Para eso hará falta tiempo. Ante una agenda de compromisos abarrotada con años de antelación, Harding asegura que nunca ha pensado en renunciar. Ni un paso atrás para volver a tocar la trompeta, el instrumento que estudiaba en Manchester -es seguidor del United- cuando, con 17 años, reunió a un grupo de amigos para grabar el «Pierrot Lunaire» de Schoenberg y enviar la cinta a Simon Rattle.

Harding ha sufrido recortes en proyectos por la crisis, pero su opinión difiere de la de otros compañeros. «La cultura es esencial, no hay duda, pero para salvar el dinero de la cultura no debe quitarse de hospitales o escuelas.
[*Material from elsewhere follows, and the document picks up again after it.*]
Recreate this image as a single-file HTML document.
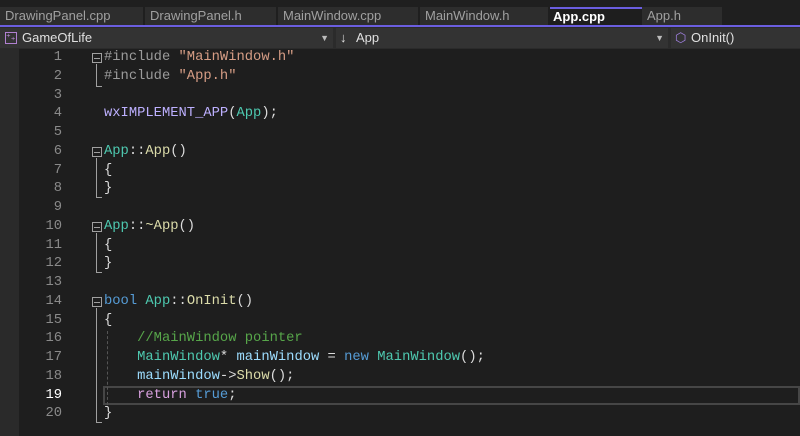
<!DOCTYPE html>
<html><head><style>
*{margin:0;padding:0;box-sizing:border-box}
body{width:800px;height:436px;background:#1e1e1e;overflow:hidden;position:relative;font-family:"Liberation Sans",sans-serif}
.top{position:absolute;left:0;top:0;width:800px;height:6px;background:#1f1f1f}
.tabbar{position:absolute;left:0;top:0;width:800px;height:26px;background:#1f1f1f}
.tab{position:absolute;top:7px;height:18px;background:#2d2d2d;color:#a0a0a0;font-size:13px;line-height:18px;padding-left:5px}
.purple{position:absolute;left:0;top:25px;width:800px;height:2px;background:#6b5ee0}
.bar{position:absolute;left:0;top:27px;width:800px;height:22px;background:#2b2b2b}
.dd{position:absolute;top:28px;height:20px;background:#333;color:#e0e0e0;font-size:13px;line-height:20px}
.gut{position:absolute;left:0;top:49px;width:19px;height:387px;background:#2a2a2a}
.ln{position:absolute;left:20px;width:42px;text-align:right;color:#8a8a8a;font-family:"Liberation Mono",monospace;font-size:13.8px;line-height:18.75px}
.code{position:absolute;left:104px;white-space:pre;font-family:"Liberation Mono",monospace;font-size:13.8px;line-height:18.75px;color:#dcdcdc}
.pp{color:#9b9b9b}.s{color:#d69d85}.m{color:#bdb0ff}.t{color:#4ec9b0}.f{color:#dcdcaa}.k{color:#569cd6}.r{color:#d8a0df}.v{color:#9cdcfe}.c{color:#57a64a}
.fold{position:absolute;left:92px;width:10px;height:10px;border:1px solid #a0a0a0}
.fold:after{content:"";position:absolute;left:1px;top:3.5px;width:6px;height:1px;background:#a0a0a0}
.vl{position:absolute;left:96px;width:1px;background:#a0a0a0}
.hl{position:absolute;left:96px;width:6px;height:1px;background:#a0a0a0}
</style></head><body>
<div class="tabbar"></div>
<div class="tab" style="left:0;width:143px">DrawingPanel.cpp</div>
<div class="tab" style="left:145px;width:131px">DrawingPanel.h</div>
<div class="tab" style="left:278px;width:140px">MainWindow.cpp</div>
<div class="tab" style="left:420px;width:128px">MainWindow.h</div>
<div class="tab" style="left:550px;width:92px;top:7px;background:#1e1e1e;color:#fff;font-weight:bold;border-top:2px solid #6b5ee0;line-height:16px;padding-left:3px">App.cpp <span style="font-weight:normal;color:#ccc;font-size:11px;margin-left:8px">⊣</span><span style="font-weight:normal;color:#ccc;margin-left:8px">✕</span></div>
<div class="tab" style="left:642px;width:80px">App.h</div>
<div class="purple"></div>
<div class="bar"></div>
<div class="dd" style="left:0;width:333px;padding-left:22px"><span style="position:absolute;left:5px;top:4px;width:12px;height:12px;border:1px solid #b080d0;color:#c090e0;font-size:9px;line-height:9px">⁺₊</span>GameOfLife<span style="position:absolute;right:4px;color:#bbb;font-size:9px">▼</span></div>
<div class="dd" style="left:336px;width:332px;padding-left:20px"><span style="position:absolute;left:4px">↓</span>App<span style="position:absolute;right:4px;color:#bbb;font-size:9px">▼</span></div>
<div class="dd" style="left:671px;width:129px;padding-left:20px"><span style="position:absolute;left:4px;color:#a080e0">⬡</span>OnInit()</div>
<div class="gut"></div>

<div class="ln" style="top:49px">1<br>2<br>3<br>4<br>5<br>6<br>7<br>8<br>9<br>10<br>11<br>12<br>13<br>14<br>15<br>16<br>17<br>18<br><span style="color:#fff">19</span><br>20</div>

<div style="position:absolute;left:103px;top:386px;width:697px;height:19px;border:2px solid #464646"></div>

<div class="fold" style="top:53px"></div><div class="vl" style="top:64px;height:22px"></div><div class="hl" style="top:86px"></div>
<div class="fold" style="top:147px"></div><div class="vl" style="top:158px;height:39px"></div><div class="hl" style="top:197px"></div>
<div class="fold" style="top:222px"></div><div class="vl" style="top:233px;height:39px"></div><div class="hl" style="top:272px"></div>
<div class="fold" style="top:297px"></div><div class="vl" style="top:308px;height:114px"></div><div class="hl" style="top:422px"></div>
<div style="position:absolute;left:107px;top:331px;height:74px;border-left:1px dashed #555"></div>

<div class="code" style="top:49px"><span class="pp">#include</span> <span class="s">"MainWindow.h"</span>
<span class="pp">#include</span> <span class="s">"App.h"</span>

<span class="m">wxIMPLEMENT_APP</span>(<span class="t">App</span>);

<span class="t">App</span>::<span class="f">App</span>()
{
}

<span class="t">App</span>::<span class="f">~App</span>()
{
}

<span class="k">bool</span> <span class="t">App</span>::<span class="f">OnInit</span>()
{
    <span class="c">//MainWindow pointer</span>
    <span class="t">MainWindow</span>* <span class="v">mainWindow</span> = <span class="k">new</span> <span class="t">MainWindow</span>();
    <span class="v">mainWindow</span>-&gt;<span class="f">Show</span>();
    <span class="r">return</span> <span class="k">true</span>;
}</div>
</body></html>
En una época tan difícil hay que buscar fórmulas alternativas».

A pesar de haber dejado la Universidad de Cambridge para irse con Abbado a Berlín -«mis padres son profesores en Oxford y me consideran un traidor»- ve la educación como «una forma de desarrollo del talento». Un don quele ha llevado a comparaciones con Gustavo Dudamel, el fenómeno venezolano de la dirección orquestal. «Tenemos personalidades muy distintas, pero somos muy buenos amigos; no creo que nadie pueda ser como Gustavo».

La temporada que mañana le trae a Oviedo le ha enfrentado a dos desafíos. «Tristán e Isolda», de Wagner, «un nuevo comienzo en mi carrera», y las escenas del «Fausto» de Schumann, hace dos semanas y con la Orquesta de la Radio de Suecia, otra de sus formaciones titulares. «Estoy totalmente enamorado de esta pieza, capaz de unir música, literatura y filosofía. Es una obra tan intensa que, ahora que he conseguido interpretarla, sólo pienso en hacerlo de nuevo». El reto de Harding sobre el podio «es hacer que todo esté en su sitio y funcione. Es mi trabajo, y me encanta».